%%

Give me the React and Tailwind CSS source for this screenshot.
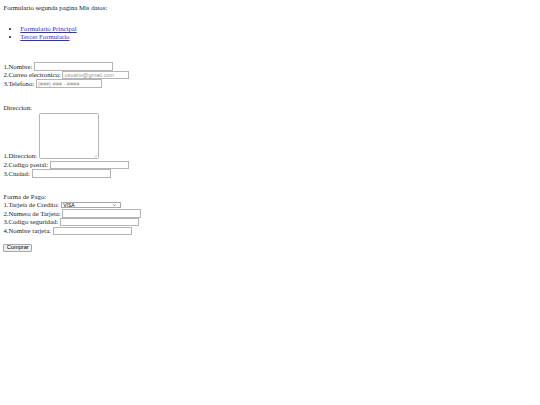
const inputBase =
  "box-border h-[8.4px] border-[0.8px] border-[#b4b4b4] bg-white px-[1px] font-['Liberation_Sans',Arial,sans-serif] text-[5.6px] leading-none text-black outline-none placeholder:text-[#999]";

function Field({ label, width = 'w-[79px]', placeholder, type = 'text' }) {
  return (
    <div className="flex h-[8.6px] items-center gap-[1.7px]">
      <span className="whitespace-nowrap">{label}</span>
      <input type={type} placeholder={placeholder} className={`${inputBase} ${width}`} />
    </div>
  );
}

export default function App() {
  return (
    <div className="min-h-screen bg-white px-[3.4px] pt-[3.8px] font-['Liberation_Serif','Times_New_Roman',serif] text-[6.75px] leading-[7.76px] text-[#1a1a1a]">
      <p>Formulario segunda pagina Mis datos:</p>

      <ul className="mt-[13.7px] list-disc pl-[16.9px]">
        <li>
          <a href="#" className="text-[#2b2bef] underline">Formulario Principal</a>
        </li>
        <li>
          <a href="#" className="text-[#2b2bef] underline">Tercer Formulario</a>
        </li>
      </ul>

      <form className="mt-[21.4px]" onSubmit={(e) => e.preventDefault()}>
        <Field label="1.Nombre:" />
        <Field label="2.Correo electronico:" width="w-[66.5px]" type="email" placeholder="usuario@gmail.com" />
        <Field label="3.Telefono:" width="w-[66.5px]" type="tel" placeholder="(###) ### - ####" />

        <p className="mt-[16.5px]">Direccion:</p>
        <div className="mt-[0.9px] flex items-end gap-[1.7px]">
          <span className="whitespace-nowrap leading-[6.4px]">1.Direccion:</span>
          <div className="relative">
            <textarea className="box-border block h-[46px] w-[60px] resize-none rounded-[1.5px] border-[0.8px] border-[#b4b4b4] bg-white outline-none" />
            <svg viewBox="0 0 6 6" className="pointer-events-none absolute bottom-[1.2px] right-[1.2px] h-[3.5px] w-[3.5px]">
              <path d="M5.5 1 L1 5.5 M5.5 3.5 L3.5 5.5" stroke="#999" strokeWidth="0.9" />
            </svg>
          </div>
        </div>
        <div className="mt-[1.4px]">
          <Field label="2.Codigo postal:" />
          <Field label="3.Ciudad:" />
        </div>

        <p className="mt-[15.3px]">Forma de Pago:</p>
        <div className="flex h-[8.6px] items-center gap-[1.7px]">
          <span className="whitespace-nowrap">1.Tarjeta de Credito:</span>
          <div className="box-border flex h-[6.4px] w-[60.7px] items-center justify-between rounded-[0.5px] border-[0.6px] border-[#a8a8a8] bg-white pl-[1.5px] pr-[4px] font-['Liberation_Sans',Arial,sans-serif] text-[5px] leading-none text-black">
            <span>VISA</span>
            <svg viewBox="0 0 8 5" className="h-[2.2px] w-[3.4px]">
              <path d="M1 1 L4 4 L7 1" fill="none" stroke="#333" strokeWidth="1.4" />
            </svg>
          </div>
        </div>
        <Field label="2.Numero de Tarjeta:" />
        <Field label="3.Codigo seguridad:" />
        <Field label="4.Nombre tarjeta:" />

        <button
          type="submit"
          className="mt-[8.5px] box-border h-[8.4px] w-[28.7px] rounded-[1px] border-[0.8px] border-[#a8a8a8] bg-[#efefef] font-['Liberation_Sans',Arial,sans-serif] text-[5.6px] leading-none text-black"
        >
          Comprar
        </button>
      </form>
    </div>
  );
}
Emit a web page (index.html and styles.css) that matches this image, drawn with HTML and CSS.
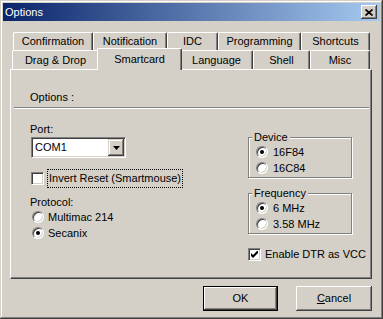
FILE: index.html
```html
<!DOCTYPE html>
<html>
<head>
<meta charset="utf-8">
<title>Options</title>
<link rel="stylesheet" href="styles.css">
</head>
<body>
<div class="window">
  <div class="titlebar">
    <span class="title">Options</span>
    <span class="close"><svg width="8" height="7" viewBox="0 0 8 7"><path d="M0.5 0.5 L7.5 6.5 M7.5 0.5 L0.5 6.5" stroke="#000" stroke-width="1.7" fill="none"/></svg></span>
  </div>
  <div class="body">
    <div class="tabs">
      <div class="tabrow row1">
        <div class="tab w-confirm">Confirmation</div>
        <div class="tab w-notify">Notification</div>
        <div class="tab w-idc">IDC</div>
        <div class="tab w-prog">Programming</div>
        <div class="tab w-short">Shortcuts</div>
      </div>
      <div class="tabrow row2">
        <div class="tab w-drag">Drag &amp; Drop</div>
        <div class="tab sel w-smart">Smartcard</div>
        <div class="tab w-lang">Language</div>
        <div class="tab w-shell">Shell</div>
        <div class="tab w-misc">Misc</div>
      </div>
    </div>
    <div class="panel">
      <div class="heading">Options :</div>
      <div class="rule"></div>
      <div class="cols">
        <div class="left">
          <div class="label label-port">Port:</div>
          <div class="combo">
            <span class="combo-text">COM1</span>
            <span class="combo-btn"><svg width="7" height="4" viewBox="0 0 7 4"><path d="M0 0H7L3.5 4Z" fill="#000"/></svg></span>
          </div>
          <div class="checkrow invert">
            <span class="check"></span>
            <span class="focus">Invert Reset (Smartmouse)</span>
          </div>
          <div class="label label-proto">Protocol:</div>
          <div class="radiorow proto"><span class="radio"></span><span>Multimac 214</span></div>
          <div class="radiorow proto"><span class="radio on"></span><span>Secanix</span></div>
        </div>
        <div class="right">
          <div class="group">
            <div class="legend">Device</div>
            <div class="radiorow grp"><span class="radio on"></span><span>16F84</span></div>
            <div class="radiorow grp"><span class="radio"></span><span>16C84</span></div>
          </div>
          <div class="group freq">
            <div class="legend">Frequency</div>
            <div class="radiorow grp"><span class="radio on"></span><span>6 MHz</span></div>
            <div class="radiorow grp"><span class="radio"></span><span>3.58 MHz</span></div>
          </div>
          <div class="checkrow dtr">
            <span class="check"><svg width="7" height="7" viewBox="0 0 7 7"><polygon points="0,2 2,4 6,0 7,0 7,2 2,7 0,5" fill="#000"/></svg></span>
            <span>Enable DTR as VCC</span>
          </div>
        </div>
      </div>
    </div>
    <div class="buttons">
      <button class="btn default">OK</button>
      <button class="btn cancel"><u>C</u>ancel</button>
    </div>
  </div>
</div>
</body>
</html>
```
FILE: styles.css
```css
* { box-sizing: border-box; }
html, body { margin: 0; padding: 0; }
body {
  width: 383px;
  height: 319px;
  overflow: hidden;
  background: #d4d0c8;
  color: #000;
  font-family: "Liberation Sans", Arial, sans-serif;
  font-size: 11px;
  line-height: 13px;
}
.window {
  width: 383px;
  height: 319px;
  padding: 3px;
  background: #d4d0c8;
  box-shadow: inset -1px -1px #404040, inset 1px 1px #d4d0c8, inset -2px -2px #808080, inset 2px 2px #fff;
  display: flex;
  flex-direction: column;
}
.titlebar {
  height: 18px;
  flex: none;
  background: linear-gradient(to right, #0a246a, #a6caf0);
  display: flex;
  align-items: center;
  justify-content: space-between;
  padding: 0 3px 0 2px;
}
.title { color: #fff; font-size: 11px; }
.close {
  width: 16px;
  height: 14px;
  background: #d4d0c8;
  box-shadow: inset -1px -1px #404040, inset 1px 1px #fff, inset -2px -2px #808080;
  display: flex;
  align-items: center;
  justify-content: center;
}
.close svg { display: block; }
.body {
  flex: 1;
  display: flex;
  flex-direction: column;
  padding: 11px 8px 0 7px;
}
.tabs { height: 37px; display: flex; flex-direction: column; flex: none; }
.tabrow { display: flex; height: 18px; }
.row1 { margin-left: 3px; }
.row2 { margin-left: 2px; height: 19px; }
.tab {
  height: 100%;
  background: #d4d0c8;
  border-top: 1px solid #fff;
  border-left: 1px solid #fff;
  border-right: 1px solid #404040;
  box-shadow: inset -1px 0 #808080;
  border-radius: 2px 2px 0 0;
  display: flex;
  align-items: center;
  justify-content: center;
  white-space: nowrap;
  flex: none;
}
.tab.sel {
  height: 22px;
  margin: -2px -2px -1px;
  position: relative;
  z-index: 1;
}
.w-confirm { width: 80px; }
.w-notify { width: 74px; }
.w-idc { width: 51px; }
.w-prog { width: 83px; }
.w-short { width: 69px; }
.w-drag { width: 87px; }
.w-smart { width: 85px; }
.w-lang { width: 73px; }
.w-shell { width: 57px; }
.w-misc { width: 60px; }
.panel {
  height: 210px;
  flex: none;
  border-top: 1px solid #fff;
  border-left: 1px solid #fff;
  border-right: 1px solid #404040;
  border-bottom: 1px solid #404040;
  box-shadow: inset -1px -1px #808080;
}
.heading { margin: 21px 0 0 19px; }
.rule {
  height: 2px;
  margin: 3px 2px 0 3px;
  border-top: 1px solid #808080;
  border-bottom: 1px solid #fff;
}
.cols {
  display: grid;
  grid-template-columns: 217px 104px;
  padding-left: 20px;
}
.label { margin-left: -1px; }
.label-port { margin-top: 14px; }
.combo {
  margin-top: 1px;
  width: 95px;
  height: 21px;
  background: #fff;
  border: 1px solid;
  border-color: #808080 #fff #fff #808080;
  box-shadow: inset 1px 1px #404040, inset -1px -1px #d4d0c8;
  display: flex;
  align-items: center;
  justify-content: space-between;
  padding: 1px;
}
.combo-text { padding-left: 2px; }
.combo-btn {
  width: 16px;
  height: 17px;
  background: #d4d0c8;
  box-shadow: inset -1px -1px #404040, inset 1px 1px #d4d0c8, inset -2px -2px #808080, inset 2px 2px #fff;
  display: flex;
  align-items: center;
  justify-content: center;
}
.combo-btn svg { display: block; }
.checkrow { display: flex; align-items: center; white-space: nowrap; }
.invert { margin-top: 11px; height: 18px; gap: 3px; }
.focus {
  border: 1px dotted #000;
  padding: 2px 1px;
  line-height: 13px;
}
.check {
  width: 13px;
  height: 13px;
  flex: none;
  background: #fff;
  border: 1px solid;
  border-color: #808080 #fff #fff #808080;
  box-shadow: inset 1px 1px #404040, inset -1px -1px #d4d0c8;
  display: flex;
  align-items: center;
  justify-content: center;
}
.check svg { display: block; }
.label-proto { margin-top: 9px; }
.radiorow { display: flex; align-items: center; height: 16px; white-space: nowrap; }
.proto { margin-left: 1px; gap: 4px; }
.grp { margin-left: 7px; gap: 5px; }
.radio {
  width: 12px;
  height: 12px;
  flex: none;
  border-radius: 50%;
  background: #fff;
  border: 1px solid;
  border-color: #808080 #fff #fff #808080;
  box-shadow: inset 1px 1px #404040, inset -1px -1px #d4d0c8;
  position: relative;
}
.radio.on::after {
  content: "";
  position: absolute;
  left: 3px;
  top: 3px;
  width: 4px;
  height: 4px;
  border-radius: 50%;
  background: #000;
}
.right { padding-top: 28px; }
.group {
  width: 104px;
  border: 1px solid #808080;
  box-shadow: inset 1px 1px #fff, 1px 1px #fff;
  padding-bottom: 1px;
}
.freq { margin-top: 15px; }
.legend {
  margin: -7px 0 0 3px;
  padding: 0 2px;
  width: fit-content;
  background: #d4d0c8;
}
.dtr { margin-top: 13px; height: 14px; gap: 4px; }
.buttons {
  display: flex;
  justify-content: flex-end;
  gap: 18px;
  margin-top: 7px;
}
.btn {
  width: 75px;
  height: 25px;
  padding: 0;
  border: none;
  background: #d4d0c8;
  font: inherit;
  color: #000;
  box-shadow: inset -1px -1px #404040, inset 1px 1px #fff, inset -2px -2px #808080, inset 2px 2px #d4d0c8;
}
.btn.default {
  border: 1px solid #000;
}
.btn.cancel { width: 76px; }
```
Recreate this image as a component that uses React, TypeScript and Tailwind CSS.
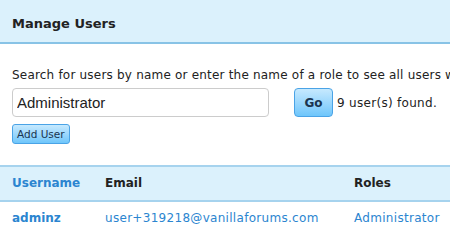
import React from 'react';

const users = [
    { name: 'adminz', email: 'user+319218@vanillaforums.com', role: 'Administrator' },
];

const App: React.FC = () => {
    return (
        <div className="w-[450px] h-[235px] overflow-hidden bg-white text-[#222] font-['DejaVu_Sans',sans-serif]">
            {/* Header */}
            <div className="h-[44px] bg-[#dbf1fc] border-b-2 border-[#88c3e6] flex items-center px-3 pt-[5px]">
                <h1 className="text-[13px] font-bold text-[#222]">Manage Users</h1>
            </div>

            {/* Search */}
            <div className="px-3 pt-[22px]">
                <p className="text-[12px] tracking-[0.2px] whitespace-nowrap leading-[18px]">
                    Search for users by name or enter the name of a role to see all users with that role.
                </p>
                <div className="flex items-center mt-[4px]">
                    <input
                        readOnly
                        value="Administrator"
                        className="w-[257px] h-[29px] border border-[#ccc] rounded-[4px] px-[4px] text-[15px] text-[#222] font-['Liberation_Sans',sans-serif] outline-none"
                    />
                    <button className="ml-[25px] w-[39px] h-[29px] rounded-[4px] border border-[#4aa3e6] bg-gradient-to-b from-[#c6e9fe] to-[#6ec6fb] text-[12px] font-bold text-[#1a3550]">
                        Go
                    </button>
                    <span className="ml-[4px] text-[12px] tracking-[0.3px]">9 user(s) found.</span>
                </div>
                <button className="mt-[7px] h-[20px] px-[4px] rounded-[3px] border border-[#4aa3e6] bg-gradient-to-b from-[#c6e9fe] to-[#6ec6fb] text-[10.5px] text-[#1a3550] leading-none">
                    Add User
                </button>
            </div>

            {/* Users table */}
            <table className="mt-[20px] w-full text-[12px] tracking-[0.3px] border-collapse">
                <thead>
                    <tr className="bg-[#dbf1fc] border-y-2 border-[#a6d3ee] h-[35px]">
                        <th className="text-left pl-3 w-[105px] font-bold tracking-normal text-[#2b85d0]">Username</th>
                        <th className="text-left w-[249px] font-bold tracking-normal text-[#222]">Email</th>
                        <th className="text-left font-bold tracking-normal text-[#222]">Roles</th>
                    </tr>
                </thead>
                <tbody>
                    {users.map(u => (
                        <tr key={u.name} className="h-[34px]">
                            <td className="pl-3 font-bold tracking-normal text-[#2b85d0]">{u.name}</td>
                            <td className="text-[#2b85d0]">{u.email}</td>
                            <td className="text-[#2b85d0]">{u.role}</td>
                        </tr>
                    ))}
                </tbody>
            </table>
        </div>
    );
};

export default App;
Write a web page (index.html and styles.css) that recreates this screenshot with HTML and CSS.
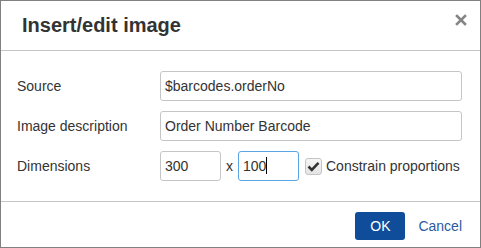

%%

• REQUIRED TASK: Give only the number of lines in the material above where the string "styles" appears.

• EXERCISE SOLUTION: 4